### Exercise data
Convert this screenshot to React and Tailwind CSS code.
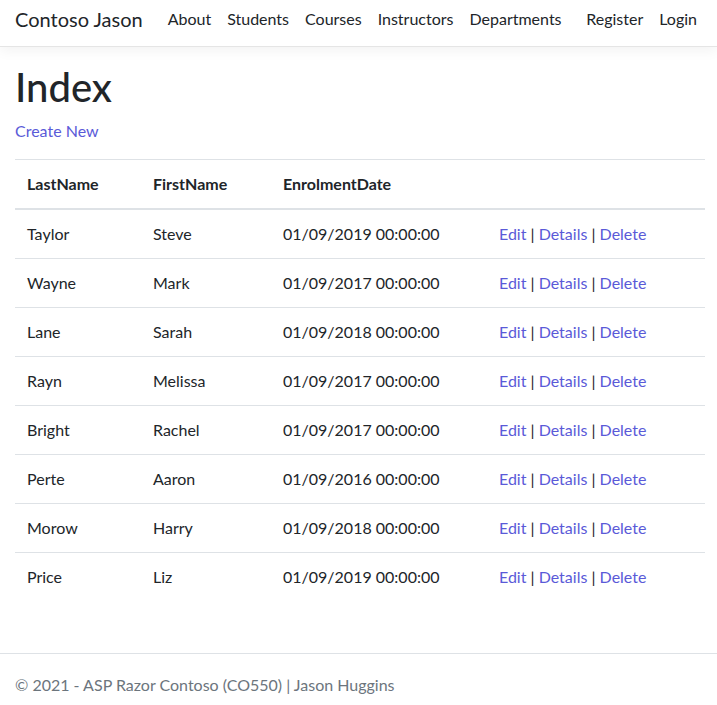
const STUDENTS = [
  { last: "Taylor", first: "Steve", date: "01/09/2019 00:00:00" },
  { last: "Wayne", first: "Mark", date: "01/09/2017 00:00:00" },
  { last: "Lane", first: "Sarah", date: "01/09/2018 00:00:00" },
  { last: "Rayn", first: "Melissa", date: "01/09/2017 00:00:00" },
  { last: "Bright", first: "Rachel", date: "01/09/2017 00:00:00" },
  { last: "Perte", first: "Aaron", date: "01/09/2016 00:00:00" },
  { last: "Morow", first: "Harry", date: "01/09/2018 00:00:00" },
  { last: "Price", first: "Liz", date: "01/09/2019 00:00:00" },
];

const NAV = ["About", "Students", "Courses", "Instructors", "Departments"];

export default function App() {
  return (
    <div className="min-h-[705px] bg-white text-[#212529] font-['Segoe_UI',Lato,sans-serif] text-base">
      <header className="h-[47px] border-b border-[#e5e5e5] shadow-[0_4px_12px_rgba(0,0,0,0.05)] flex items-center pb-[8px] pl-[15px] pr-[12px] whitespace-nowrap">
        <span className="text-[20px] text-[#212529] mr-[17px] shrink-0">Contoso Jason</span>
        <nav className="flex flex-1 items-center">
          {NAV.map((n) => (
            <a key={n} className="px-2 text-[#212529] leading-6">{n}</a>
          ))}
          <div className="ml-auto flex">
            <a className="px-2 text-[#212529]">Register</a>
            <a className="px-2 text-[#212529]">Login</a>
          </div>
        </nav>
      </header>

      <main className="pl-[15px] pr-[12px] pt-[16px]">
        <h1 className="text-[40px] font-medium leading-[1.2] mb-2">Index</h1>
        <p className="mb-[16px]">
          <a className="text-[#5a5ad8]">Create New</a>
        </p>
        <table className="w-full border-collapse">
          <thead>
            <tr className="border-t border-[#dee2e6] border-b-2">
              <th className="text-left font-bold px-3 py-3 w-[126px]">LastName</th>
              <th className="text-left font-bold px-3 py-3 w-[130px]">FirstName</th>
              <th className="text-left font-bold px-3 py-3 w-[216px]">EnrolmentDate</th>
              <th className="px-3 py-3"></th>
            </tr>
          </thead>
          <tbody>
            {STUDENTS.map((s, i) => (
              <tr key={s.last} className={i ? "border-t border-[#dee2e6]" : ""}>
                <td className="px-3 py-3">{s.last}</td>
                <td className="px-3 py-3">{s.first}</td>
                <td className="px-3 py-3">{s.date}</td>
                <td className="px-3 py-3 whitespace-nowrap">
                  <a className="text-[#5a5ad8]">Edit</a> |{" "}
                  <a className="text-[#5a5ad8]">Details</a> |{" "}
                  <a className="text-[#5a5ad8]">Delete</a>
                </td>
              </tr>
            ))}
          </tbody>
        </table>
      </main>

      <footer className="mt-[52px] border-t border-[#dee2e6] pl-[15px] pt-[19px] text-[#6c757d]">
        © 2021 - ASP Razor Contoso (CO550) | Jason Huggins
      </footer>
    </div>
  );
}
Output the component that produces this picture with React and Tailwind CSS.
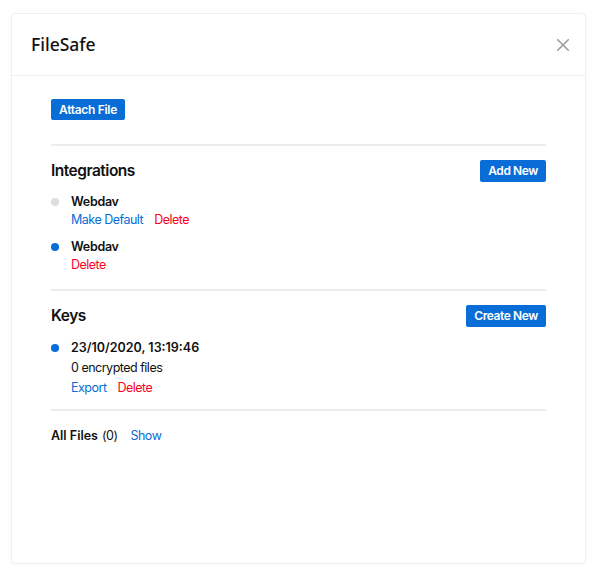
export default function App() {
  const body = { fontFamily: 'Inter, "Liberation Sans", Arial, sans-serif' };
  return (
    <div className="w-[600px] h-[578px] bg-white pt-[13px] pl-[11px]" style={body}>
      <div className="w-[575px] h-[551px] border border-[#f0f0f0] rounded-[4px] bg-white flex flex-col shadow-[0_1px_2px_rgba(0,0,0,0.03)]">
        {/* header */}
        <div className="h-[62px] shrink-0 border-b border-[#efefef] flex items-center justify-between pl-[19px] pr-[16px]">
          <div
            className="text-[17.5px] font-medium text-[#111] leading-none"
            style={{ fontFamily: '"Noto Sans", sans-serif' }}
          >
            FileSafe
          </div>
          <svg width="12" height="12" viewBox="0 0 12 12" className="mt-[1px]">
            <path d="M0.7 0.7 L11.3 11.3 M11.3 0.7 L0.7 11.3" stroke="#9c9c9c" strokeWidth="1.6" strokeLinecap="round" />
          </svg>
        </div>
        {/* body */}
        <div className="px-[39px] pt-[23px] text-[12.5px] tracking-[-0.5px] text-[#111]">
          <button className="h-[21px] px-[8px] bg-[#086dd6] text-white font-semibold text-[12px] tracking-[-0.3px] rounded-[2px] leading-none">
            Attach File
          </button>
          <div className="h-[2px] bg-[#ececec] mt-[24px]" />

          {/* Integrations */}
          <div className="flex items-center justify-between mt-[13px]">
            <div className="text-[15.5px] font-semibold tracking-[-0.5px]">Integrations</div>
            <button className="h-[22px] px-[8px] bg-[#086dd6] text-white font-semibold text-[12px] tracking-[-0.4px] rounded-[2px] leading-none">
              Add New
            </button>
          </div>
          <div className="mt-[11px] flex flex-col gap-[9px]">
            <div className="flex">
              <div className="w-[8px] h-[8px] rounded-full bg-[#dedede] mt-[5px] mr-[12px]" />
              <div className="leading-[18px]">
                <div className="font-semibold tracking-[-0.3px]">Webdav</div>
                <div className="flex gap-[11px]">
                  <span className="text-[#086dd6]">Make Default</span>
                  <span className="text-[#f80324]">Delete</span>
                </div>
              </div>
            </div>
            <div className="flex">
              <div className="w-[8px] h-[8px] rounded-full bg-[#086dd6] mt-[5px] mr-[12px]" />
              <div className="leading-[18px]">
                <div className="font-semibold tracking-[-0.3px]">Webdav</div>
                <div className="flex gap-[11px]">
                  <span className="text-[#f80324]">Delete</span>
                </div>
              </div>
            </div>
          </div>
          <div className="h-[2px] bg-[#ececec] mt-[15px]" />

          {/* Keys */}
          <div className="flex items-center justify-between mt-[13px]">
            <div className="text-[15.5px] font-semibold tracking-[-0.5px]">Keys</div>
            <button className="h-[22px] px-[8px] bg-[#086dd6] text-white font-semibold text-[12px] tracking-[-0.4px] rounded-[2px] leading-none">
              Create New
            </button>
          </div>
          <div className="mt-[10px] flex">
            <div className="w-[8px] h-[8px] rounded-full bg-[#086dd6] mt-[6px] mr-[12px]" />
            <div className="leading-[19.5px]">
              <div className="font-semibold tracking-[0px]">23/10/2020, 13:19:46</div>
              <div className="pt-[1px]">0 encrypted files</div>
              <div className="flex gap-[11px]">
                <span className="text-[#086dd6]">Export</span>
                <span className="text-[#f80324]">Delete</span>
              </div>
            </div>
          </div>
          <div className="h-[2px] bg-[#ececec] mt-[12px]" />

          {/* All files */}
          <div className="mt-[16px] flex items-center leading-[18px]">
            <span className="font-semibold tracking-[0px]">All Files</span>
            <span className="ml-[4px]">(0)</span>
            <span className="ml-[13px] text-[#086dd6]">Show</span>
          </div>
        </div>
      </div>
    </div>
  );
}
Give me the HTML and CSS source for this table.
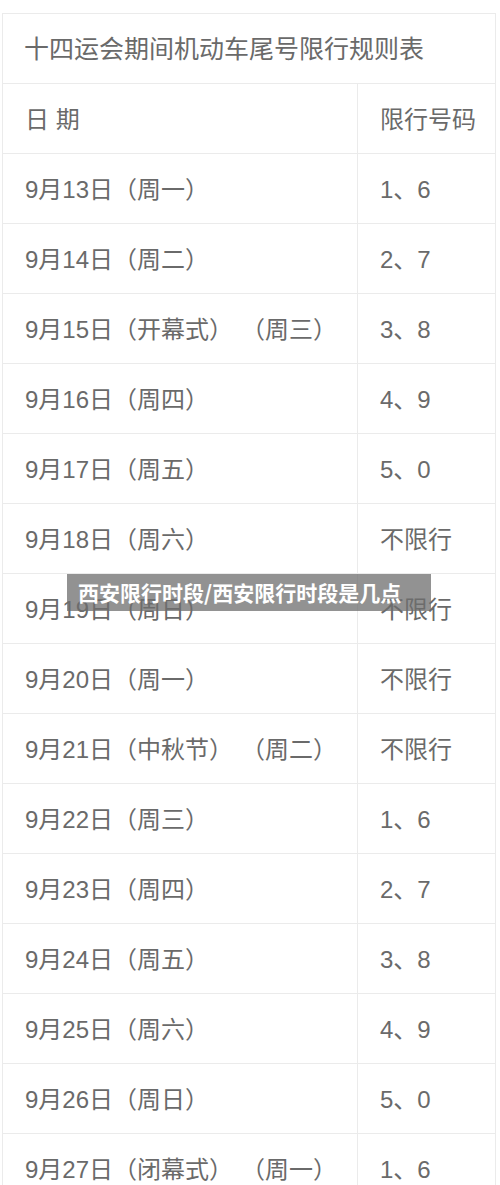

### Directions
Each entry above is to be written out again unchanged, apart from the pictures, which are left out.

### Reply to the exercise
Convert this screenshot to React and Tailwind CSS code.
const STUDENTS = [
  { last: "Taylor", first: "Steve", date: "01/09/2019 00:00:00" },
  { last: "Wayne", first: "Mark", date: "01/09/2017 00:00:00" },
  { last: "Lane", first: "Sarah", date: "01/09/2018 00:00:00" },
  { last: "Rayn", first: "Melissa", date: "01/09/2017 00:00:00" },
  { last: "Bright", first: "Rachel", date: "01/09/2017 00:00:00" },
  { last: "Perte", first: "Aaron", date: "01/09/2016 00:00:00" },
  { last: "Morow", first: "Harry", date: "01/09/2018 00:00:00" },
  { last: "Price", first: "Liz", date: "01/09/2019 00:00:00" },
];

const NAV = ["About", "Students", "Courses", "Instructors", "Departments"];

export default function App() {
  return (
    <div className="min-h-[705px] bg-white text-[#212529] font-['Segoe_UI',Lato,sans-serif] text-base">
      <header className="h-[47px] border-b border-[#e5e5e5] shadow-[0_4px_12px_rgba(0,0,0,0.05)] flex items-center pb-[8px] pl-[15px] pr-[12px] whitespace-nowrap">
        <span className="text-[20px] text-[#212529] mr-[17px] shrink-0">Contoso Jason</span>
        <nav className="flex flex-1 items-center">
          {NAV.map((n) => (
            <a key={n} className="px-2 text-[#212529] leading-6">{n}</a>
          ))}
          <div className="ml-auto flex">
            <a className="px-2 text-[#212529]">Register</a>
            <a className="px-2 text-[#212529]">Login</a>
          </div>
        </nav>
      </header>

      <main className="pl-[15px] pr-[12px] pt-[16px]">
        <h1 className="text-[40px] font-medium leading-[1.2] mb-2">Index</h1>
        <p className="mb-[16px]">
          <a className="text-[#5a5ad8]">Create New</a>
        </p>
        <table className="w-full border-collapse">
          <thead>
            <tr className="border-t border-[#dee2e6] border-b-2">
              <th className="text-left font-bold px-3 py-3 w-[126px]">LastName</th>
              <th className="text-left font-bold px-3 py-3 w-[130px]">FirstName</th>
              <th className="text-left font-bold px-3 py-3 w-[216px]">EnrolmentDate</th>
              <th className="px-3 py-3"></th>
            </tr>
          </thead>
          <tbody>
            {STUDENTS.map((s, i) => (
              <tr key={s.last} className={i ? "border-t border-[#dee2e6]" : ""}>
                <td className="px-3 py-3">{s.last}</td>
                <td className="px-3 py-3">{s.first}</td>
                <td className="px-3 py-3">{s.date}</td>
                <td className="px-3 py-3 whitespace-nowrap">
                  <a className="text-[#5a5ad8]">Edit</a> |{" "}
                  <a className="text-[#5a5ad8]">Details</a> |{" "}
                  <a className="text-[#5a5ad8]">Delete</a>
                </td>
              </tr>
            ))}
          </tbody>
        </table>
      </main>

      <footer className="mt-[52px] border-t border-[#dee2e6] pl-[15px] pt-[19px] text-[#6c757d]">
        © 2021 - ASP Razor Contoso (CO550) | Jason Huggins
      </footer>
    </div>
  );
}
Output the component that produces this picture with React and Tailwind CSS.
export default function App() {
  const body = { fontFamily: 'Inter, "Liberation Sans", Arial, sans-serif' };
  return (
    <div className="w-[600px] h-[578px] bg-white pt-[13px] pl-[11px]" style={body}>
      <div className="w-[575px] h-[551px] border border-[#f0f0f0] rounded-[4px] bg-white flex flex-col shadow-[0_1px_2px_rgba(0,0,0,0.03)]">
        {/* header */}
        <div className="h-[62px] shrink-0 border-b border-[#efefef] flex items-center justify-between pl-[19px] pr-[16px]">
          <div
            className="text-[17.5px] font-medium text-[#111] leading-none"
            style={{ fontFamily: '"Noto Sans", sans-serif' }}
          >
            FileSafe
          </div>
          <svg width="12" height="12" viewBox="0 0 12 12" className="mt-[1px]">
            <path d="M0.7 0.7 L11.3 11.3 M11.3 0.7 L0.7 11.3" stroke="#9c9c9c" strokeWidth="1.6" strokeLinecap="round" />
          </svg>
        </div>
        {/* body */}
        <div className="px-[39px] pt-[23px] text-[12.5px] tracking-[-0.5px] text-[#111]">
          <button className="h-[21px] px-[8px] bg-[#086dd6] text-white font-semibold text-[12px] tracking-[-0.3px] rounded-[2px] leading-none">
            Attach File
          </button>
          <div className="h-[2px] bg-[#ececec] mt-[24px]" />

          {/* Integrations */}
          <div className="flex items-center justify-between mt-[13px]">
            <div className="text-[15.5px] font-semibold tracking-[-0.5px]">Integrations</div>
            <button className="h-[22px] px-[8px] bg-[#086dd6] text-white font-semibold text-[12px] tracking-[-0.4px] rounded-[2px] leading-none">
              Add New
            </button>
          </div>
          <div className="mt-[11px] flex flex-col gap-[9px]">
            <div className="flex">
              <div className="w-[8px] h-[8px] rounded-full bg-[#dedede] mt-[5px] mr-[12px]" />
              <div className="leading-[18px]">
                <div className="font-semibold tracking-[-0.3px]">Webdav</div>
                <div className="flex gap-[11px]">
                  <span className="text-[#086dd6]">Make Default</span>
                  <span className="text-[#f80324]">Delete</span>
                </div>
              </div>
            </div>
            <div className="flex">
              <div className="w-[8px] h-[8px] rounded-full bg-[#086dd6] mt-[5px] mr-[12px]" />
              <div className="leading-[18px]">
                <div className="font-semibold tracking-[-0.3px]">Webdav</div>
                <div className="flex gap-[11px]">
                  <span className="text-[#f80324]">Delete</span>
                </div>
              </div>
            </div>
          </div>
          <div className="h-[2px] bg-[#ececec] mt-[15px]" />

          {/* Keys */}
          <div className="flex items-center justify-between mt-[13px]">
            <div className="text-[15.5px] font-semibold tracking-[-0.5px]">Keys</div>
            <button className="h-[22px] px-[8px] bg-[#086dd6] text-white font-semibold text-[12px] tracking-[-0.4px] rounded-[2px] leading-none">
              Create New
            </button>
          </div>
          <div className="mt-[10px] flex">
            <div className="w-[8px] h-[8px] rounded-full bg-[#086dd6] mt-[6px] mr-[12px]" />
            <div className="leading-[19.5px]">
              <div className="font-semibold tracking-[0px]">23/10/2020, 13:19:46</div>
              <div className="pt-[1px]">0 encrypted files</div>
              <div className="flex gap-[11px]">
                <span className="text-[#086dd6]">Export</span>
                <span className="text-[#f80324]">Delete</span>
              </div>
            </div>
          </div>
          <div className="h-[2px] bg-[#ececec] mt-[12px]" />

          {/* All files */}
          <div className="mt-[16px] flex items-center leading-[18px]">
            <span className="font-semibold tracking-[0px]">All Files</span>
            <span className="ml-[4px]">(0)</span>
            <span className="ml-[13px] text-[#086dd6]">Show</span>
          </div>
        </div>
      </div>
    </div>
  );
}
Give me the HTML and CSS source for this table.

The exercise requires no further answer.